Dom Bainbridge said:


> any reviews on the new sun god vanguards,


Never heard of them, doesn't mean they aren't good. I love my flight decks, Prism Jade or something like that (the green lens). I have used them in all conditions and am very pleased with them. They fit better with my helmet than the O Airbrakes. The Flight decks also offer an asian fit in case that is necessary.


----------



## Dom Bainbridge (May 1, 2018)

okay thanks, do you recommend any all mountain bindings for a jones mountain twin board


----------



## anthropisces (Feb 27, 2018)

My next play in goggles may be several inexpensive pairs.

I'm in my second season with the flight decks and they are fine but they don't seem to have any special immunity to fogging. It hasn't been a big problem but when it does occur its really bothersome. 

Its pretty funny that the first time my Flight Decks fogged I was rubbing away at the inside of my lenses and went into the shop at Stevens Pass for some help and the guy in there said "you fool, there's a special coating applied and you can't just go rubbing away at it! now look what you've done, you've compromised the super ultra prism lens that makes you look like a bee!" 

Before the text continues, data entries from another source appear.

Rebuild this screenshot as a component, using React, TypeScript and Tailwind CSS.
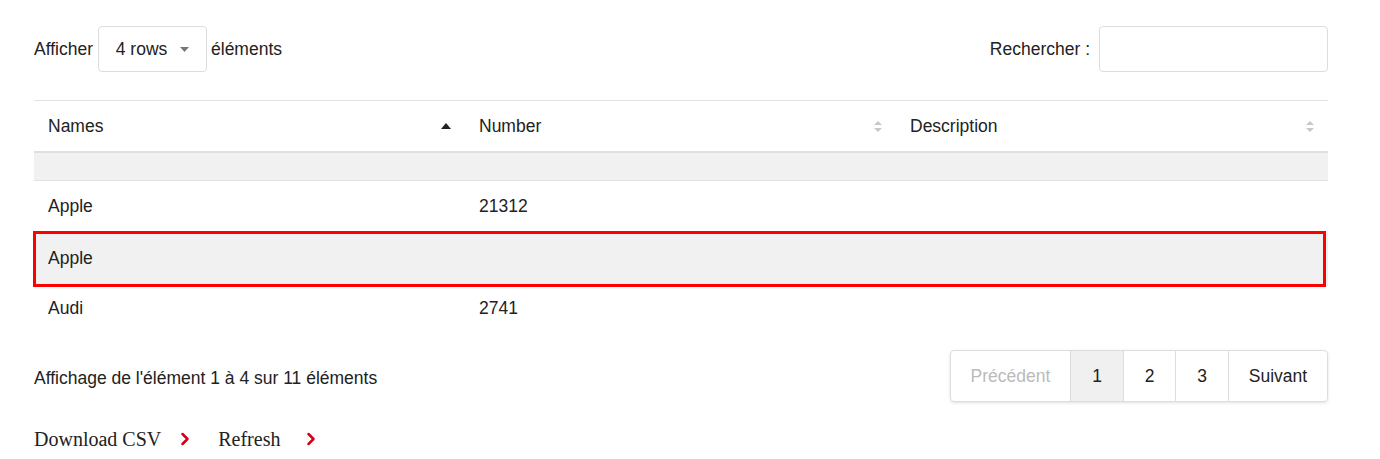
import { ChevronRight } from "lucide-react";

type Row = { name: string; number: string; description: string; highlighted?: boolean };

const rows: Row[] = [
  { name: "", number: "", description: "" },
  { name: "Apple", number: "21312", description: "" },
  { name: "Apple", number: "", description: "", highlighted: true },
  { name: "Audi", number: "2741", description: "" },
];

const SortAsc = () => (
  <svg width="10" height="6" viewBox="0 0 10 6" className="text-[#222]">
    <path d="M0 6 L5 0 L10 6 Z" fill="currentColor" />
  </svg>
);

const SortBoth = () => (
  <svg width="8" height="11" viewBox="0 0 8 11" className="text-[#c8c8c8]">
    <path d="M0 4 L4 0 L8 4 Z" fill="currentColor" />
    <path d="M0 7 L4 11 L8 7 Z" fill="currentColor" />
  </svg>
);

const HeaderCell = ({ label, sort }: { label: string; sort: "asc" | "none" }) => (
  <div className="flex items-center justify-between px-[14px]">
    <span>{label}</span>
    {sort === "asc" ? <SortAsc /> : <SortBoth />}
  </div>
);

export default function App() {
  return (
    <div
      className="w-[1380px] h-[459px] bg-white text-[17.5px] text-[#222]"
      style={{ fontFamily: '"Liberation Sans", Arial, sans-serif' }}
    >
      <div className="ml-[34px] w-[1294px] pt-[26px]">
        {/* top controls */}
        <div className="flex items-center justify-between h-[46px]">
          <div className="flex items-center">
            <span>Afficher</span>
            <div className="ml-[5px] flex h-[46px] w-[109px] items-center justify-center gap-[13px] rounded-[4px] border border-[#ddd] bg-white">
              <span>4 rows</span>
              <svg width="9" height="5" viewBox="0 0 9 5">
                <path d="M0 0 L9 0 L4.5 5 Z" fill="#777" />
              </svg>
            </div>
            <span className="ml-[4px]">éléments</span>
          </div>
          <div className="flex items-center">
            <span>Rechercher :</span>
            <div className="ml-[9px] h-[46px] w-[229px] rounded-[4px] border border-[#ddd] bg-white" />
          </div>
        </div>

        {/* table */}
        <div className="mt-[28px] border-t border-[#e3e3e3]">
          <div className="grid h-[52px] grid-cols-[431px_431px_432px] items-center border-b-2 border-[#dde0e3]">
            <HeaderCell label="Names" sort="asc" />
            <HeaderCell label="Number" sort="none" />
            <HeaderCell label="Description" sort="none" />
          </div>
          {rows.map((row, i) => {
            if (i === 0) {
              return <div key={i} className="h-[28px] border-b border-[#e3e3e3] bg-[#f1f1f1]" />;
            }
            if (row.highlighted) {
              return (
                <div key={i} className="bg-[#f1f1f1] pr-[2px]">
                  <div className="grid h-[56px] grid-cols-[431px_431px_429px] items-center border-[3px] border-[#ff0000] -ml-[1px] pb-[2px]">
                    <div className="pl-[12px]">{row.name}</div>
                    <div className="pl-[11px]">{row.number}</div>
                    <div className="pl-[11px]">{row.description}</div>
                  </div>
                </div>
              );
            }
            return (
              <div
                key={i}
                className={`grid grid-cols-[431px_431px_432px] items-center ${i === 3 ? "h-[43px]" : "h-[50px]"}`}
              >
                <div className="px-[14px]">{row.name}</div>
                <div className="px-[14px]">{row.number}</div>
                <div className="px-[14px]">{row.description}</div>
              </div>
            );
          })}
        </div>

        {/* footer */}
        <div className="mt-[20px] flex items-center justify-between">
          <div className="pt-[4px]">Affichage de l'élément 1 à 4 sur 11 éléments</div>
          <div className="flex h-[52px] overflow-hidden rounded-[4px] border border-[#ddd] shadow-[0_1px_3px_rgba(0,0,0,0.12)]">
            <div className="flex w-[119px] items-center justify-center text-[#bbb]">Précédent</div>
            <div className="flex w-[53px] items-center justify-center border-l border-[#ddd] bg-[#f0f0f0]">1</div>
            <div className="flex w-[52px] items-center justify-center border-l border-[#ddd]">2</div>
            <div className="flex w-[53px] items-center justify-center border-l border-[#ddd]">3</div>
            <div className="flex w-[99px] items-center justify-center border-l border-[#ddd]">Suivant</div>
          </div>
        </div>

        <div
          className="mt-[22px] flex items-center text-[20px] text-[#222]"
          style={{ fontFamily: '"Liberation Serif", "Times New Roman", serif' }}
        >
          <span>Download CSV</span>
          <ChevronRight className="ml-[14px] h-[20px] w-[20px] text-[#d0021b]" strokeWidth={3} />
          <span className="ml-[23px]">Refresh</span>
          <ChevronRight className="ml-[21px] h-[20px] w-[20px] text-[#d0021b]" strokeWidth={3} />
        </div>
      </div>
    </div>
  );
}
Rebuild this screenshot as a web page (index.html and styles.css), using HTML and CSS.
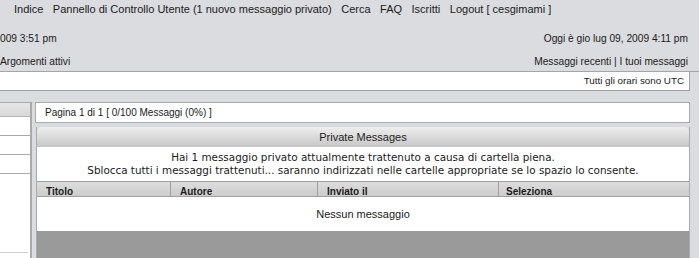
FILE: index.html
```html
<!DOCTYPE html>
<html lang="it">
<head>
<meta charset="utf-8">
<title>Messaggi privati</title>
<link rel="stylesheet" href="styles.css">
</head>
<body>
<div class="header">
  <nav class="nav">
    <a href="#">Indice</a>
    <a href="#">Pannello di Controllo Utente (1 nuovo messaggio privato)</a>
    <a href="#">Cerca</a>
    <a href="#">FAQ</a>
    <a href="#">Iscritti</a>
    <a href="#">Logout [ cesgimami ]</a>
  </nav>
  <div class="info">
    <span>009 3:51 pm</span>
    <span>Oggi è gio lug 09, 2009 4:11 pm</span>
  </div>
  <div class="info info-links">
    <a href="#">Argomenti attivi</a>
    <span><a href="#">Messaggi recenti</a> | <a href="#">I tuoi messaggi</a></span>
  </div>
</div>
<div class="utc">Tutti gli orari sono UTC</div>
<div class="content">
  <aside class="sidebar">
    <div class="side-head"></div>
    <div class="side-row"></div>
    <div class="side-row"></div>
    <div class="side-row"></div>
    <div class="side-fill"></div>
  </aside>
  <main class="main">
    <div class="pager">Pagina 1 di 1 [ 0/100 Messaggi (0%) ]</div>
    <section class="panel">
      <div class="panel-head">Private Messages</div>
      <div class="panel-msg">
        <div>Hai 1 messaggio privato attualmente trattenuto a causa di cartella piena.</div>
        <div>Sblocca tutti i messaggi trattenuti... saranno indirizzati nelle cartelle appropriate se lo spazio lo consente.</div>
      </div>
      <div class="cols">
        <div class="col c1">Titolo</div>
        <div class="col c2">Autore</div>
        <div class="col c3">Inviato il</div>
        <div class="col c4">Seleziona</div>
      </div>
      <div class="empty">Nessun messaggio</div>
      <div class="panel-foot"></div>
    </section>
  </main>
</div>
</body>
</html>
```
FILE: styles.css
```css
html, body {
  margin: 0;
  padding: 0;
  height: 100%;
  overflow: hidden;
}
body {
  background: #dbdcdf;
  font-family: "Liberation Sans", "DejaVu Sans", sans-serif;
  color: #1a1a1a;
}
a {
  color: #1a1a1a;
  text-decoration: none;
}
.header {
  height: 71px;
  border-bottom: 1px solid #a4a5a7;
  font-size: 11px;
}
.nav {
  display: flex;
  gap: 9.5px;
  padding-left: 14px;
  height: 18px;
  line-height: 18px;
}
.info {
  display: flex;
  justify-content: space-between;
  padding-right: 11px;
  margin-top: 12px;
  height: 18px;
  line-height: 18px;
  font-size: 10.2px;
}
.info-links {
  margin-top: 5px;
}
.utc {
  width: 684px;
  height: 18px;
  line-height: 18px;
  background: #fff;
  border-right: 1px solid #9fa0a2;
  border-bottom: 1px solid #9fa0a2;
  padding-right: 5px;
  text-align: right;
  font-size: 9.8px;
}
.content {
  display: flex;
  margin-top: 11px;
  height: 156px;
  overflow: hidden;
}
.sidebar {
  width: 30px;
  border-right: 2px solid #a9aaac;
  border-top: 1px solid #a9aaac;
  background: #fff;
  display: flex;
  flex-direction: column;
}
.side-head {
  height: 13px;
  flex: none;
  background: linear-gradient(#e6e6e6, #d9d9d9);
  border-bottom: 1px solid #b5b5b5;
}
.side-row {
  height: 18px;
  flex: none;
  border-bottom: 1px solid #a9a9a9;
}
.side-fill {
  height: 78px;
  flex: none;
  margin-right: 2px;
  border-bottom: 1px solid #d0d0d0;
}
.main {
  margin-left: 3px;
  width: 655px;
  display: flex;
  flex-direction: column;
}
.pager {
  height: 19px;
  flex: none;
  line-height: 19px;
  background: #fff;
  border: 1px solid #a9aaac;
  padding-left: 9px;
  font-size: 10px;
}
.panel {
  margin-top: 4px;
  margin-left: 1px;
  flex: 1;
  display: flex;
  flex-direction: column;
  border-left: 1px solid #a9aaac;
  border-right: 1px solid #a9aaac;
}
.panel-head {
  height: 20px;
  flex: none;
  line-height: 20px;
  text-align: center;
  font-size: 11px;
  color: #222;
  border-radius: 5px 5px 0 0;
  background: linear-gradient(#eeeeee, #c6c6c6);
}
.panel-msg {
  background: #fff;
  flex: none;
  padding: 4px 0 4px;
  height: 26px;
  line-height: 13px;
  text-align: center;
  font-family: "DejaVu Sans", "Liberation Sans", sans-serif;
  font-size: 10.4px;
  white-space: nowrap;
}
.cols {
  display: flex;
  flex: none;
  height: 14px;
  border-top: 1px solid #a0a0a0;
  border-bottom: 1px solid #a0a0a0;
  background: linear-gradient(#dcdcdc, #cdcdcd);
  font-size: 10px;
  font-weight: bold;
  line-height: 20px;
  overflow: hidden;
}
.col {
  padding-left: 9px;
  border-right: 1px solid #a0a0a0;
  box-sizing: border-box;
}
.c1 { width: 134px; }
.c2 { width: 147px; }
.c3 { width: 181px; }
.c4 { flex: 1; border-right: 0; padding-left: 7px; }
.empty {
  background: #fff;
  flex: none;
  height: 34px;
  line-height: 34px;
  text-align: center;
  font-size: 11px;
}
.panel-foot {
  flex: 1;
  background: #9a9a9a;
}
```
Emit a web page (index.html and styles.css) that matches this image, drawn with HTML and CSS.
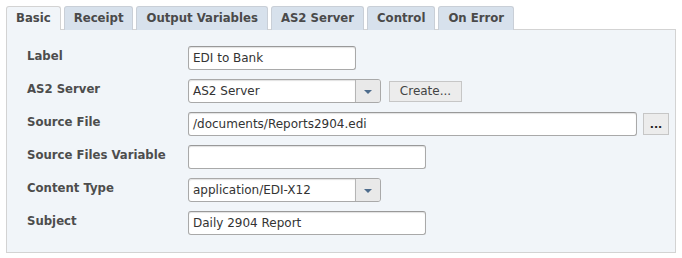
FILE: index.html
```html
<!DOCTYPE html>
<html>
<head>
<meta charset="utf-8">
<link rel="stylesheet" href="styles.css">
</head>
<body>
<div class="wrap">
  <div class="tabs">
    <div class="tab active">Basic</div>
    <div class="tab">Receipt</div>
    <div class="tab">Output Variables</div>
    <div class="tab">AS2 Server</div>
    <div class="tab">Control</div>
    <div class="tab">On Error</div>
  </div>
  <div class="panel">
    <div class="row">
      <div class="label">Label</div>
      <div class="field"><div class="input w168">EDI to Bank</div></div>
    </div>
    <div class="row">
      <div class="label">AS2 Server</div>
      <div class="field">
        <div class="select"><div class="sel-text">AS2 Server</div><div class="sel-arrow"><span class="tri"></span></div></div>
        <div class="btn create">Create...</div>
      </div>
    </div>
    <div class="row">
      <div class="label">Source File</div>
      <div class="field"><div class="input wfile">/documents/Reports2904.edi</div><div class="btn dots">...</div></div>
    </div>
    <div class="row">
      <div class="label">Source Files Variable</div>
      <div class="field"><div class="input w238"></div></div>
    </div>
    <div class="row">
      <div class="label">Content Type</div>
      <div class="field">
        <div class="select"><div class="sel-text">application/EDI-X12</div><div class="sel-arrow"><span class="tri"></span></div></div>
      </div>
    </div>
    <div class="row">
      <div class="label">Subject</div>
      <div class="field"><div class="input w238">Daily 2904 Report</div></div>
    </div>
  </div>
</div>
</body>
</html>
```
FILE: styles.css
```css
html, body {
  margin: 0;
  padding: 0;
  background: #ffffff;
}
body {
  font-family: "DejaVu Sans Condensed", "DejaVu Sans", sans-serif;
  font-size: 13px;
  color: #333;
}
.wrap {
  padding: 6px 6px 0 6px;
  width: 670px;
}
.tabs {
  display: flex;
  gap: 3px;
  height: 23px;
  position: relative;
  z-index: 1;
}
.tab {
  box-sizing: border-box;
  height: 24px;
  padding: 0 9px;
  border: 1px solid #c9cfd7;
  border-bottom: none;
  border-radius: 3px 3px 0 0;
  background: #d7e1ec;
  color: #4a4a4a;
  font-weight: bold;
  font-size: 13px;
  line-height: 22px;
}
.tab.active {
  background: #f1f5f9;
  border-color: #d3d3d3;
  height: 24px;
}
.panel {
  box-sizing: border-box;
  height: 224px;
  border: 1px solid #d3d3d3;
  background: #f1f5f9;
  padding: 16px 0 0 20px;
  display: flex;
  flex-direction: column;
  gap: 9px;
}
.row {
  display: flex;
  align-items: flex-start;
  height: 24px;
}
.label {
  width: 161px;
  font-weight: bold;
  color: #4d4d4d;
  font-size: 13px;
  line-height: 18px;
  margin-top: 1px;
}
.field {
  display: flex;
  align-items: center;
  height: 24px;
}
.input {
  box-sizing: border-box;
  height: 24px;
  border: 1px solid #a9a9a9;
  border-top-color: #999;
  border-radius: 3px;
  background: #fff;
  padding: 0 4px;
  line-height: 22px;
  color: #333;
  font-family: "DejaVu Sans", sans-serif;
  font-size: 12px;
  box-shadow: inset 0 1px 1px rgba(0,0,0,0.12);
}
.w168 { width: 168px; }
.w238 { width: 238px; }
.wfile { width: 449px; }
.select {
  box-sizing: border-box;
  display: flex;
  width: 193px;
  height: 24px;
  border: 1px solid #a9a9a9;
  border-radius: 3px;
  background: #e9e9e9;
  overflow: hidden;
}
.sel-text {
  flex: 1;
  background: #fff;
  border-right: 1px solid #b5b5b5;
  padding: 0 4px;
  line-height: 22px;
  font-family: "DejaVu Sans", sans-serif;
  font-size: 12px;
  border-radius: 3px 0 0 3px;
  box-shadow: inset 0 1px 1px rgba(0,0,0,0.12);
}
.sel-arrow {
  width: 24px;
  display: flex;
  align-items: center;
  justify-content: center;
  background: #e9e9e9;
}
.tri {
  width: 0;
  height: 0;
  border-left: 4px solid transparent;
  border-right: 4px solid transparent;
  border-top: 4px solid #4e6c8c;
  margin-top: 1px;
}
.btn {
  box-sizing: border-box;
  border: 1px solid #c6c6c6;
  background: #ececec;
  color: #444;
  font-family: "DejaVu Sans", sans-serif;
  font-size: 12px;
  text-align: center;
}
.create {
  width: 73px;
  height: 21px;
  line-height: 19px;
  margin-left: 8px;
}
.dots {
  width: 26px;
  height: 22px;
  line-height: 22px;
  margin-left: 6px;
  font-weight: bold;
  color: #222;
  font-size: 11px;
}
```
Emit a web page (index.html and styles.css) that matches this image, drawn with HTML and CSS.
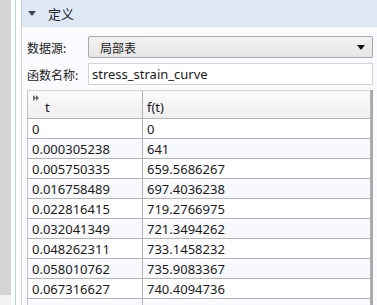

Well it wasn't quite that dramatic but that was generally what happened. 

A few days ago before I headed out to Baker I had them on the floor and then my board tipped over and hit them not too hard but it cracked the transparent lens I bought. 

I'm not so sure that it is worth dropping all that cash for something just so that I look more like a bee. In washington, where viz is often low I like the transparent rather than tinted lenses. 

Next perhaps I'll try some cheapies maybe, bringing a few pairs so I can swap them if the fog hits.


----------



## OneManArmy (Nov 11, 2017)

I can't do super cheap goggles anymore. I don't like not being able to see and I don't like headaches. 

I do have some fogging issues with most of my goggles. I think it's because my head is shaped funny and no matter wtf helmet/goggles set up and no matter wtf I do I get some form of gaper gap. Long as I keep moving it's fine and goes away quickly. 

I just picked up a Giro Jackson and Giro Articles. We'll see how that combo goes. I also have a Range and Contacts. Been very happy with everything so far.


----------



## Nivek (Jan 24, 2008)

Oakley no question. Sun God is an open mold Chinese catalog brand. Low quality, massive mass production. 

Though I don't endorse Oakley much either. They overcharge for the pink, I mean Prizm lenses. Electric and Dragon are just as fancy with easier lens changes and armored venting.


----------